The results were predictable. Lumber corporations and outside investors snapped up large tracts at prices individual settlers could never match. The very outcome Congress had tried to prevent in 1866, concentration of southern public land in corporate hands, played out rapidly after 1876. For freedmen and poor white homesteaders who had not yet completed their claims, the repeal pulled the rug out. Local land offices stopped accepting new applications under the 1866 terms, and the brief experiment in small-scale southern land redistribution was over.

Researching Ancestral Homestead Records

Descendants of Southern Homestead Act claimants can still locate original land records through two main channels. The Bureau of Land Management maintains the General Land Office Records website, a free searchable database of historical land patents. Searching requires at least a state and one additional field, such as the homesteader’s last name, county, or legal land description. The database covers patents across all five states subject to the 1866 act.

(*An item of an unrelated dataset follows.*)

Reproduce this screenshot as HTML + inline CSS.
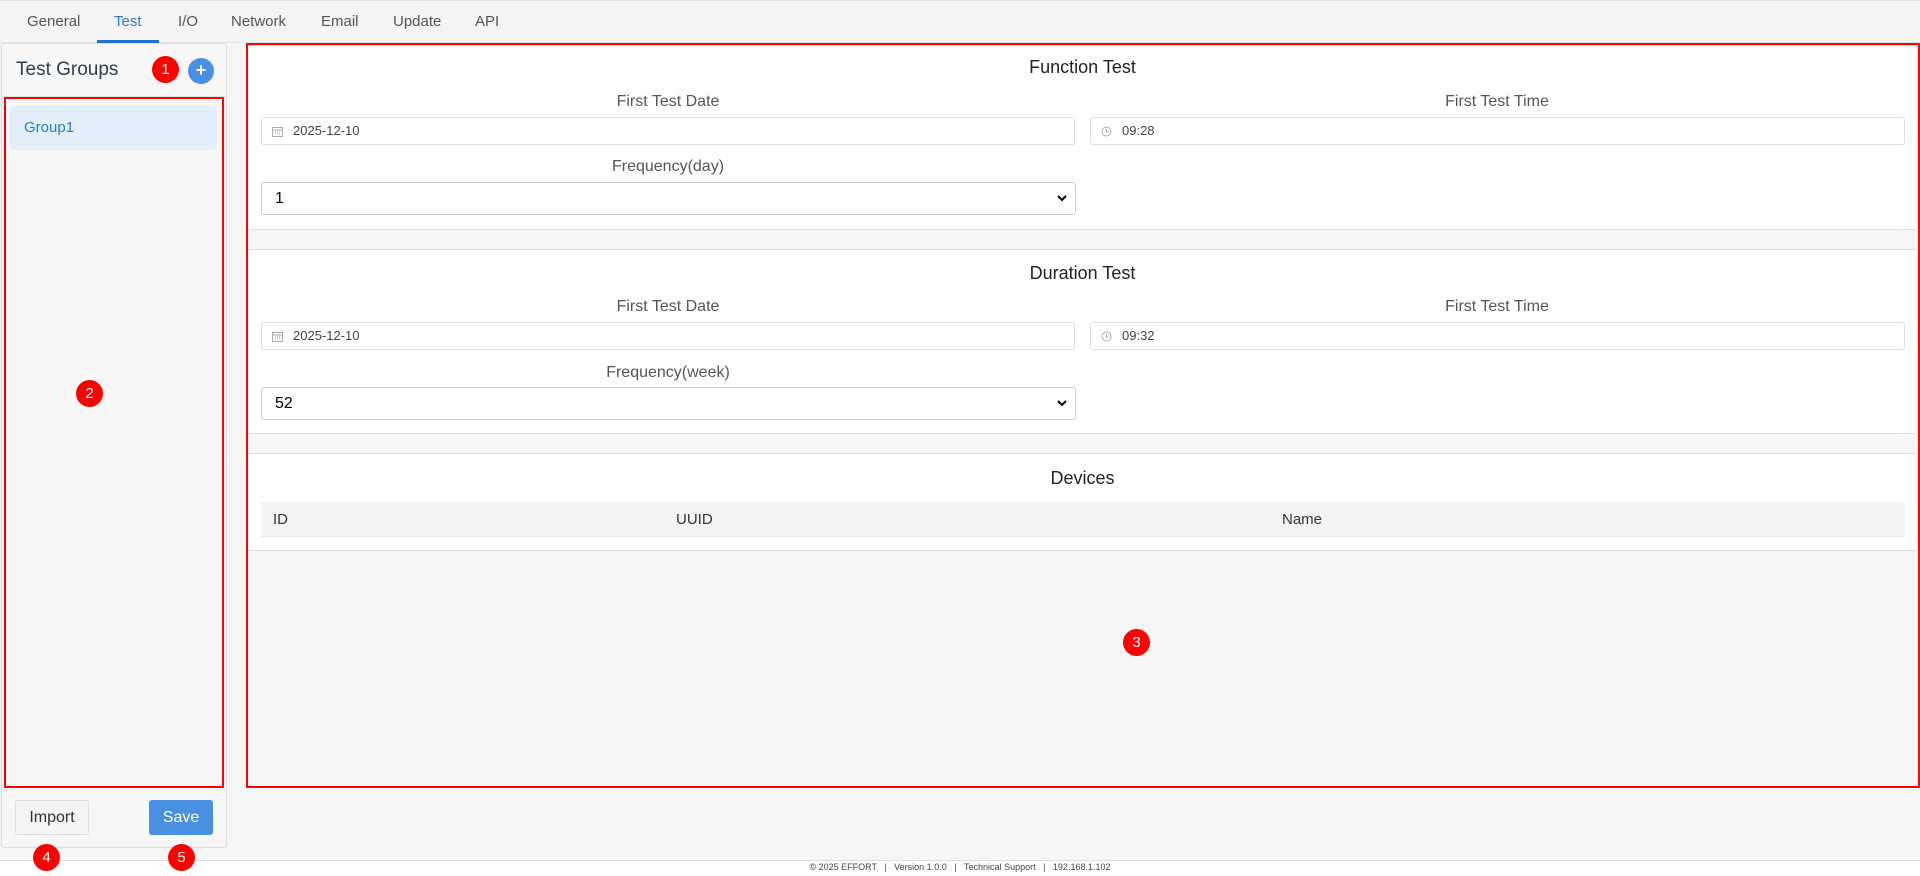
<!DOCTYPE html>
<html><head><meta charset="utf-8"><style>
*{box-sizing:border-box;margin:0;padding:0}
body{width:1920px;height:876px;position:relative;overflow:hidden;font-family:"Liberation Sans",Arial,sans-serif;background:#f5f6f8;color:#333}
.a{position:absolute}
.tabs{left:0;top:0;width:1920px;height:43px;background:#f4f4f4;border-top:1px solid #e2e2e2;border-bottom:1px solid #e4e4e4}
.tab{position:absolute;top:12px;font-size:15px;color:#555}
.badge{position:absolute;width:27px;height:27px;border-radius:50%;background:#f00;color:#fff;font-size:15px;text-align:center;line-height:27px;z-index:5}
.left{left:1px;top:43px;width:226px;height:805px;background:#f7f7f7;border:1px solid #ddd;border-radius:3px}
.red{border:2px solid #f00}
.card{left:248px;width:1669px;background:#fff;border-top:1px solid #e0e0e0;border-bottom:1px solid #e0e0e0}
.title{position:absolute;width:100%;text-align:center;font-size:18px;color:#222}
.lbl{position:absolute;width:814px;text-align:center;font-size:16px;color:#555}
.inp{position:absolute;height:28px;border:1px solid #dcdfe6;border-radius:3px;background:#fff;font-size:13px;color:#444;padding-left:31px;line-height:26px}
.sel{position:absolute;height:33px;border:1px solid #ccc;border-radius:3px;background:#fff;font-size:16px;color:#000;padding-left:13px;line-height:31px}
.sel svg{position:absolute;right:8px;top:12px}
</style></head><body>
<div class="a tabs">
<span class="tab" style="left:27px">General</span>
<span class="tab" style="left:114px;color:#2a7ad5">Test</span>
<div class="a" style="left:97px;top:39px;width:62px;height:3px;background:#1f72d0"></div>
<span class="tab" style="left:178px">I/O</span>
<span class="tab" style="left:231px">Network</span>
<span class="tab" style="left:321px">Email</span>
<span class="tab" style="left:393px">Update</span>
<span class="tab" style="left:475px">API</span>
</div>

<div class="a" style="left:0;top:860px;width:1920px;height:16px;background:#fff;border-top:1px solid #ddd"></div>
<div class="a" style="left:0;top:862px;width:1920px;text-align:center;font-size:9px;color:#444">© 2025 EFFORT &nbsp;&nbsp;| &nbsp;&nbsp;Version 1.0.0 &nbsp;&nbsp;| &nbsp;&nbsp;Technical Support &nbsp;&nbsp;| &nbsp;&nbsp;192.168.1.102</div>

<div class="a left">
<div class="a" style="left:14px;top:15px;font-size:19px;color:#2c3e50">Test Groups</div>
<div class="badge" style="left:150px;top:12px">1</div>
<div class="a" style="left:186px;top:14px;width:26px;height:26px;border-radius:50%;background:#4a90e2;color:#fff;text-align:center;line-height:25px;font-size:18px;font-weight:bold">+</div>
<div class="a" style="left:0;top:52px;width:224px;height:1px;background:#e0e0e0"></div>
</div>
<div class="a red" style="left:4px;top:97px;width:220px;height:691px"></div>
<div class="a" style="left:10px;top:106px;width:207px;height:44px;background:#e3f0fb;border-radius:3px;color:#2a7ad5;font-size:15px;line-height:44px;padding-left:14px">Group1</div>
<div class="badge" style="left:76px;top:380px">2</div>
<div class="a" style="left:15px;top:800px;width:74px;height:35px;border:1px solid #ddd;border-radius:3px;background:#f4f4f4;font-size:16px;text-align:center;line-height:33px;color:#333">Import</div>
<div class="a" style="left:149px;top:800px;width:64px;height:35px;border-radius:3px;background:#4a90e2;font-size:16px;text-align:center;line-height:35px;color:#fff">Save</div>
<div class="badge" style="left:33px;top:844px">4</div>
<div class="badge" style="left:168px;top:844px">5</div>

<div class="a card" style="top:45px;height:185px">
<div class="title" style="top:11px">Function Test</div>
<div class="lbl" style="left:13px;top:47px">First Test Date</div>
<div class="lbl" style="left:842px;top:47px">First Test Time</div>
<div class="inp" style="left:13px;top:71px;width:814px">2025-12-10<svg class="a" style="left:10px;top:8px" width="11" height="11" viewBox="0 0 11 11"><rect x="0.5" y="1.5" width="10" height="9" fill="none" stroke="#aaa"/><path d="M1 4h9M3 6h1M5 6h1M7 6h1M3 8h1M5 8h1M7 8h1" stroke="#aaa"/></svg></div>
<div class="inp" style="left:842px;top:71px;width:815px">09:28<svg class="a" style="left:10px;top:8px" width="11" height="11" viewBox="0 0 11 11"><circle cx="5.5" cy="5.5" r="4.5" fill="none" stroke="#aaa"/><path d="M5.5 3v3h2" fill="none" stroke="#aaa"/></svg></div>
<div class="lbl" style="left:13px;top:112px">Frequency(day)</div>
<div class="sel" style="left:13px;top:136px;width:815px">1<svg width="10" height="7" viewBox="0 0 10 7"><path d="M1 1l4 4 4-4" fill="none" stroke="#000" stroke-width="2"/></svg></div>
</div>

<div class="a card" style="top:249px;height:185px">
<div class="title" style="top:13px">Duration Test</div>
<div class="lbl" style="left:13px;top:48px">First Test Date</div>
<div class="lbl" style="left:842px;top:48px">First Test Time</div>
<div class="inp" style="left:13px;top:72px;width:814px">2025-12-10<svg class="a" style="left:10px;top:8px" width="11" height="11" viewBox="0 0 11 11"><rect x="0.5" y="1.5" width="10" height="9" fill="none" stroke="#aaa"/><path d="M1 4h9M3 6h1M5 6h1M7 6h1M3 8h1M5 8h1M7 8h1" stroke="#aaa"/></svg></div>
<div class="inp" style="left:842px;top:72px;width:815px">09:32<svg class="a" style="left:10px;top:8px" width="11" height="11" viewBox="0 0 11 11"><circle cx="5.5" cy="5.5" r="4.5" fill="none" stroke="#aaa"/><path d="M5.5 3v3h2" fill="none" stroke="#aaa"/></svg></div>
<div class="lbl" style="left:13px;top:114px">Frequency(week)</div>
<div class="sel" style="left:13px;top:137px;width:815px">52<svg width="10" height="7" viewBox="0 0 10 7"><path d="M1 1l4 4 4-4" fill="none" stroke="#000" stroke-width="2"/></svg></div>
</div>

<div class="a card" style="top:453px;height:98px">
<div class="title" style="top:14px">Devices</div>
<div class="a" style="left:13px;top:48px;width:1644px;height:35px;background:#f3f3f3;border-bottom:1px solid #e8e8e8;font-size:15px;color:#333">
<span class="a" style="left:12px;top:9px">ID</span>
<span class="a" style="left:415px;top:9px">UUID</span>
<span class="a" style="left:1021px;top:9px">Name</span>
</div>
</div>
<div class="a red" style="left:246px;top:43px;width:1674px;height:745px"></div>
<div class="badge" style="left:1123px;top:629px">3</div>
</body></html>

For the full case file behind a patent, including the original affidavit, proof documents, and witness testimony, researchers can request land-entry case files from the National Archives using NATF Form 84. The form can be submitted online or mailed to the National Archives in Washington, D.C. At minimum, a request needs the homesteader’s name, the state where the land was located, and an approximate date of entry. Having the legal land description or land office name speeds the search considerably.1National Archives. Land Entry Case Files and Related Records

These records are more than genealogical curiosities. The case files often contain some of the only surviving documents bearing a freedman’s signature or mark, details about their household, and testimony from neighbors. For families tracing their post-emancipation history, a homestead file can fill gaps that census records and church registers leave open.